I find that a good number of people in BTC have a profoundly ignorant contempt for gold, just like the OP. What I fear is that, if enough people join in the "digital gold" scam, it might actually serve its purpose of enslaving us. On the other hand, if BTC crashes (which I think is the most likely option), many people will be impoverished who might have protected themselves with gold, which is why it's so important to warn people about the dangers of bad crypto, or of putting too much money in any crypto, since nothing is certain.

What I find ironic is that people who support BTC, parrot the same arguments about money-printing and the economy which Peter Schiff has been expounding for years. And yet when they sneer at him they think they are revolutionary and intelligent.

>> No.18959482

>>18955373
Gold survives the impeding apocalypse, OP.
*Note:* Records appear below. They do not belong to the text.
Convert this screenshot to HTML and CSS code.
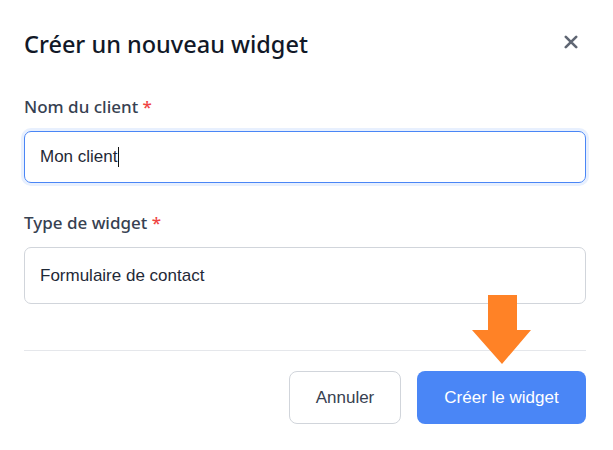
FILE: index.html
```html
<!DOCTYPE html>
<html lang="fr">
<head>
  <meta charset="UTF-8" />
  <meta name="viewport" content="width=device-width, initial-scale=1" />
  <title>Créer un nouveau widget</title>
  <link rel="stylesheet" href="styles.css">
</head>
<body>

  <div class="modal">
    <div class="modal-header">
      <h2>Créer un nouveau widget</h2>
      <svg class="close" width="14" height="14" viewBox="0 0 14 14">
        <path d="M1.8 1.8 L12.2 12.2 M12.2 1.8 L1.8 12.2" stroke="#5f6673" stroke-width="2.6" stroke-linecap="round" />
      </svg>
    </div>

    <div class="field">
      <label>Nom du client <span class="req">*</span></label>
      <div class="input focused">Mon client<span class="caret"></span></div>
    </div>

    <div class="field">
      <label>Type de widget <span class="req">*</span></label>
      <div class="input select">Formulaire de contact</div>
    </div>

    <div class="modal-footer">
      <button class="btn btn-cancel">Annuler</button>
      <button class="btn btn-primary">Créer le widget</button>
    </div>

    <!-- pointer arrow over the submit button -->
    <svg class="arrow" width="59" height="69" viewBox="0 0 59 69">
      <polygon points="16,0 45,0 45,35 59,35 30,69 0,35 16,35" fill="#ff8226" />
    </svg>
  </div>

</body>
</html>
```

FILE: styles.css
```css
body {
  margin: 0;
  padding: 0;
  background: #ffffff;
  font-family: 'Noto Sans', 'Liberation Sans', sans-serif;
  color: #111827;
}

.modal {
  position: relative;
  padding: 24px 27px 24px 24px;
}

.modal-header {
  display: flex;
  align-items: center;
  justify-content: space-between;
  height: 40px;
  margin-bottom: 31px;
}

.modal-header h2 {
  margin: 0;
  font-size: 23.5px;
  font-weight: 500;
  color: #111827;
}

.close {
  margin-right: 8px;
  margin-bottom: 4px;
}

.field {
  margin-bottom: 28px;
}

.field label {
  display: block;
  font-size: 17px;
  font-weight: 500;
  line-height: 24px;
  color: #374151;
  margin-bottom: 12px;
}

.req {
  color: #ef4444;
}

.input {
  box-sizing: border-box;
  height: 52px;
  display: flex;
  align-items: center;
  padding: 0 15px;
  border: 1px solid #d1d5db;
  border-radius: 7px;
  font-family: 'Liberation Sans', Arial, sans-serif;
  font-size: 17px;
  color: #1f2937;
}

.input.focused {
  border-color: #4a86f6;
  box-shadow: 0 0 0 3px #e8f0fe;
}

.input.select {
  height: 57px;
}

.caret {
  display: inline-block;
  width: 1px;
  height: 20px;
  background: #111;
  margin-left: 1px;
}

.modal-footer {
  border-top: 1px solid #e5e7eb;
  margin-top: 46px;
  padding-top: 20px;
  display: flex;
  justify-content: flex-end;
  gap: 16px;
}

.btn {
  height: 53px;
  border-radius: 8px;
  font-family: 'Liberation Sans', Arial, sans-serif;
  font-size: 17px;
  cursor: pointer;
}

.btn-cancel {
  width: 112px;
  background: #ffffff;
  border: 1px solid #d1d5db;
  color: #374151;
}

.btn-primary {
  width: 169px;
  background: #4a86f6;
  border: none;
  color: #ffffff;
}

.arrow {
  position: absolute;
  left: 472px;
  top: 295px;
}
```
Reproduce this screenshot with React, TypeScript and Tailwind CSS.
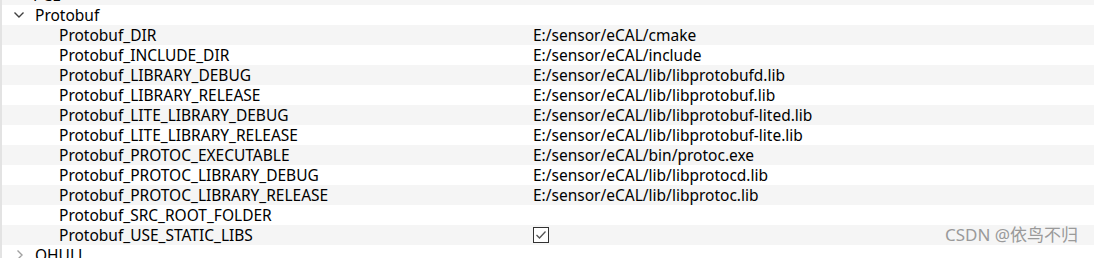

>tfw living in a comfy bunker paying peasants to gather food for me

>> No.18959554

>>18959357
exactly. Single tracked thinking leads to poverty. Like the metaphor of foxes and hedgehogs. A hedgehog only knows one trick but the fox has many, and adapts when new information comes into play. EVEN IF you don't believe in BTC, you need to have at least 1% diversification into it if not just for the downside vs upside ratio.
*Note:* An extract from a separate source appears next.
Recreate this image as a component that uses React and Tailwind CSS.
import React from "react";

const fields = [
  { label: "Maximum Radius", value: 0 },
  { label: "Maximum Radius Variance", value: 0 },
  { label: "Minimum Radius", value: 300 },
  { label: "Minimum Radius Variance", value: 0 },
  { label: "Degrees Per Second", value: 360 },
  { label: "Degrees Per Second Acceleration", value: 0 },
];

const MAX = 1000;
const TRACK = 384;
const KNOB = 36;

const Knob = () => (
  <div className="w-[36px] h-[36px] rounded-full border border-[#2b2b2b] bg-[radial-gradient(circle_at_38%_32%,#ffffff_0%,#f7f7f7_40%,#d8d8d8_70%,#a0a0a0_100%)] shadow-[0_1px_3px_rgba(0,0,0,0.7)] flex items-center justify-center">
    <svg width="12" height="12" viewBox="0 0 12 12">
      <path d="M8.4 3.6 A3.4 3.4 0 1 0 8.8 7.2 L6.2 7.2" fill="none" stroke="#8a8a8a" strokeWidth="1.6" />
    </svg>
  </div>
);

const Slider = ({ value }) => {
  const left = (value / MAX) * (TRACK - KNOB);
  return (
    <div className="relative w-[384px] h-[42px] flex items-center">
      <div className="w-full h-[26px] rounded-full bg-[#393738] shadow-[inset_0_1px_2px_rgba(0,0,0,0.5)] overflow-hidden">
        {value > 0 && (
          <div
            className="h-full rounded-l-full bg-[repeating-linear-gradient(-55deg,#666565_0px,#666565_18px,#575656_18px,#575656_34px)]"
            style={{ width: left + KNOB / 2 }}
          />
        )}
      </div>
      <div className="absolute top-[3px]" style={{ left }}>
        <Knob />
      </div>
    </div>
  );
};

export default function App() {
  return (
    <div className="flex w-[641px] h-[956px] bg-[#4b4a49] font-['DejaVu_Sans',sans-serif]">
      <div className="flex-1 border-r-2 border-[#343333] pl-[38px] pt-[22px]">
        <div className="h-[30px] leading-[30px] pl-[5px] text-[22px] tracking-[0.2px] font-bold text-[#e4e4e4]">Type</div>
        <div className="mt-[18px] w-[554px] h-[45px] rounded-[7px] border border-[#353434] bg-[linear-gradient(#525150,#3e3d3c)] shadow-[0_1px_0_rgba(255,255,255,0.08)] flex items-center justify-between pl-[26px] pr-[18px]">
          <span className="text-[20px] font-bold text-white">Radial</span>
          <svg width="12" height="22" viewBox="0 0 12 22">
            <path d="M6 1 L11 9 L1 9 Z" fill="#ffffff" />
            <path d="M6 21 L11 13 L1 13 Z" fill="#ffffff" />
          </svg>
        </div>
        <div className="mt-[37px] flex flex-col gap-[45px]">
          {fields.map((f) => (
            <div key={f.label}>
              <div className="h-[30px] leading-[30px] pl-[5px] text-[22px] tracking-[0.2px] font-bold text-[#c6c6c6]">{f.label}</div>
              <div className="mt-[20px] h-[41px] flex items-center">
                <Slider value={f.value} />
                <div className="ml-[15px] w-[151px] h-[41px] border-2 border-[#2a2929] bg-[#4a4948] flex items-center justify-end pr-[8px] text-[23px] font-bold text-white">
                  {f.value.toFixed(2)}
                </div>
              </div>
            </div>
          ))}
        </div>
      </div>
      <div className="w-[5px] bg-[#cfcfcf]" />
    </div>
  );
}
EVEN IF you don't believe in gold, you need to diversify into it to play on the boomers who'll flock to it. Diversification is both how you avoid bankruptcy and ensure gains.

>> No.18960524

>>18958640
No matter how much money you dump into this $10k ponzi, it will never ever be lifechanging money. Even if it does 5x, which is totally unlikely as there is 0 organic demand, it still won't make you wealthy.

So shut the fuck up, BTC had it's run, and buying now is buying the top of the tether exit scam.

>> No.18960674

>>18960524

Whereas even Bank of America is predicting $3000 gold (a 76% increase on the current spot price). Don't understand why somebody would gamble rather than take the sure thing.
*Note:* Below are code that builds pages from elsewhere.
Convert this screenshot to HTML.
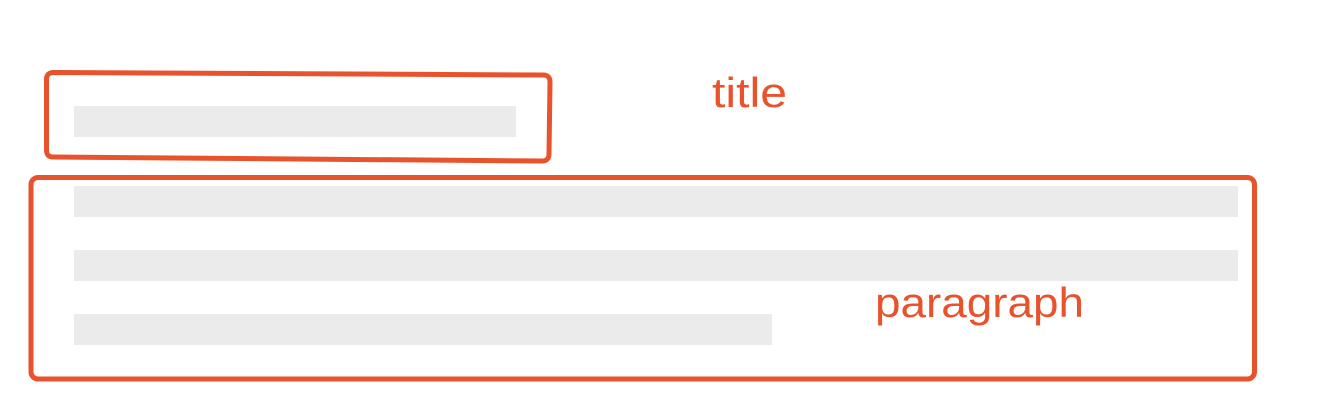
<!DOCTYPE html>
<html><head><meta charset="utf-8"><style>
html,body{margin:0;padding:0;background:#fff;width:1324px;height:420px;overflow:hidden}
svg{display:block}
</style></head><body>
<svg width="1324" height="420" viewBox="0 0 1324 420" xmlns="http://www.w3.org/2000/svg">
<rect x="74" y="106" width="442" height="31" fill="#ebebeb"/>
<rect x="74" y="186" width="1164" height="31" fill="#ebebeb"/>
<rect x="74" y="250" width="1164" height="31" fill="#ebebeb"/>
<rect x="74" y="314" width="698" height="31" fill="#ebebeb"/>
<path d="M54 72.5 L543 75 Q550 75 550 82 L549 154 Q549 161 542 161 L53 157 Q46.5 157 46.5 150 L46.5 79 Q46.5 72.5 54 72.5 Z" fill="none" stroke="#e8532d" stroke-width="5" stroke-linejoin="round"/>
<rect x="31" y="177.5" width="1223.5" height="201.5" rx="7" fill="none" stroke="#e8532d" stroke-width="5"/>
<text x="712" y="107" font-family="Liberation Sans, sans-serif" font-size="42" fill="#e8532d" textLength="75" lengthAdjust="spacingAndGlyphs">title</text>
<text x="875" y="317" font-family="Liberation Sans, sans-serif" font-size="42" fill="#e8532d" textLength="209" lengthAdjust="spacingAndGlyphs">paragraph</text>
</svg>
</body></html>
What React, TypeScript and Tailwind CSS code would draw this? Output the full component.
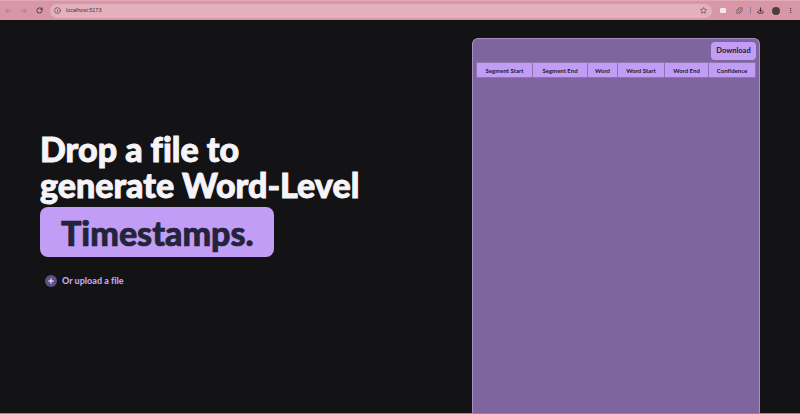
import { ArrowLeft, ArrowRight, RotateCw, Star, Puzzle, Download, EllipsisVertical, Plus, Info } from "lucide-react";

const cols: [string, string][] = [
  ["Segment Start", "w-[56px]"],
  ["Segment End", "w-[55px]"],
  ["Word", "w-[30px]"],
  ["Word Start", "w-[47px]"],
  ["Word End", "w-[44px]"],
  ["Confidence", "w-[47px]"],
];

export default function App() {
  return (
    <div className="w-[800px] h-[414px] overflow-hidden flex flex-col bg-[#131214] font-['Lato',sans-serif] [font-variant-ligatures:none]">
      <header className="h-5 shrink-0 flex items-center bg-[#d797a8] border-t border-[#e3aab6] pl-[4px] text-[#7a4f5c]">
        <ArrowLeft size={8} className="opacity-50" />
        <ArrowRight size={8} className="ml-[8px] opacity-50" />
        <RotateCw size={7} strokeWidth={3} className="ml-[8px] text-[#4a3038]" />
        <div className="ml-[7px] w-[662px] h-[14px] rounded-full bg-[#e3b0bd] flex items-center pl-[4px] pr-[5px]">
          <Info size={7} className="text-[#4a3038]" />
          <span className="ml-[5px] text-[5.5px] text-[#4a3038] font-['Liberation_Sans',sans-serif]">localhost:5173</span>
          <Star size={7} className="ml-auto text-[#4a3038]" />
        </div>
        <div className="ml-[8px] w-[6px] h-[5px] rounded-[1px] bg-[#f3e6ea]" />
        <Puzzle size={7} className="ml-[10px] text-[#4a3038]" />
        <div className="ml-[7px] w-px h-[7px] bg-[#8d7a9c]" />
        <Download size={7} strokeWidth={3} className="ml-[6px] text-[#3a2830]" />
        <div className="ml-[8px] w-2 h-2 rounded-full bg-[#4d3f38]" />
        <EllipsisVertical size={7} className="ml-[7px] text-[#4a3038]" />
      </header>
      <main className="flex-1 flex min-h-0 border-b border-[#8f8d93]">
        <section className="w-[472px] shrink-0 flex flex-col pl-10 pt-[111px]">
          <h1 className="text-[34px] leading-[36px] font-black text-[#f6f4f8] [-webkit-text-stroke:0.9px_#f6f4f8]">
            Drop a file to
            <br />
            generate Word-Level
          </h1>
          <div className="mt-1 w-[234px] h-[50px] rounded-lg bg-[#c19df6] flex items-center pl-[21px] text-[34px] font-black text-[#23233a] [-webkit-text-stroke:0.7px_#23233a]">
            Timestamps.
          </div>
          <button className="mt-[17px] ml-[5px] flex items-center gap-[5px] text-[#bfa3ea] text-[9px] font-black">
            <span className="w-3 h-3 rounded-full bg-[#5f4f84] flex items-center justify-center text-white">
              <Plus size={8} strokeWidth={3} />
            </span>
            Or upload a file
          </button>
        </section>
        <section className="mt-[18px] w-[288px] bg-[#7f659d] rounded-t-md border border-b-0 border-[#a88fc7] px-[3px] pt-[3px] flex flex-col">
          <button className="self-end w-[45px] h-[18px] rounded-[4px] bg-[#c19df6] text-[#1d1a2a] text-[7.5px] font-bold flex items-center justify-center">
            Download
          </button>
          <div className="mt-[2px] flex h-[16px] bg-[#c19df6] border border-[#8f74b2]">
            {cols.map(([label, w], i) => (
              <div key={label} className={`${w} ${i === cols.length - 1 ? "flex-1" : "border-r border-[#8f74b2]"} shrink-0 flex items-center justify-center text-[6px] font-bold text-[#1d1a2a] whitespace-nowrap`}>
                {label}
              </div>
            ))}
          </div>
        </section>
      </main>
    </div>
  );
}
https://www.bloomberg.com/news/articles/2020-04-21/bofa-raises-gold-target-to-3-000-as-fed-can-t-print-gold

>> No.18961731

>>18956388
>Bitcoiners talk about all these visions of taking over the federal reserve and what not
yeah that's bollocks never gonna happen
same for the sv cuck delusions about well pretty much everything they are raving about never gonna happen.
nothing is gonna happen except bitcoin silently going to $1million without changing a single thing about the world.

>> No.18961784

>>18956102
>But let's pretend that the LN can be decentralized, with channels distributed among thousands of independent hubs and millions of users.
something in between. there will be a bunch of large hubs and a few smaller ones satelliting around them. the thousands of hubs mesh model not gonna work routing wise. fully centralized it would be awful. so we gonna have just enough decentralization.

>> No.18961807

>>18955373
Fuck goldies, it'll be a joy buying their shine shine rocks from them for basically nothing.

>> No.18961867

>>18958457
seafloor is much richer in gold and much closer.
the amount of gold on planet earth is staggering.

>> No.18962295

>>18961784

>something in between. there will be a bunch of large hubs and a few smaller ones satelliting around them. the thousands of hubs mesh model not gonna work routing wise. fully centralized it would be awful. so we gonna have just enough decentralization.

And then you proceed to overlook the arguments to show that this can't provide privacy either.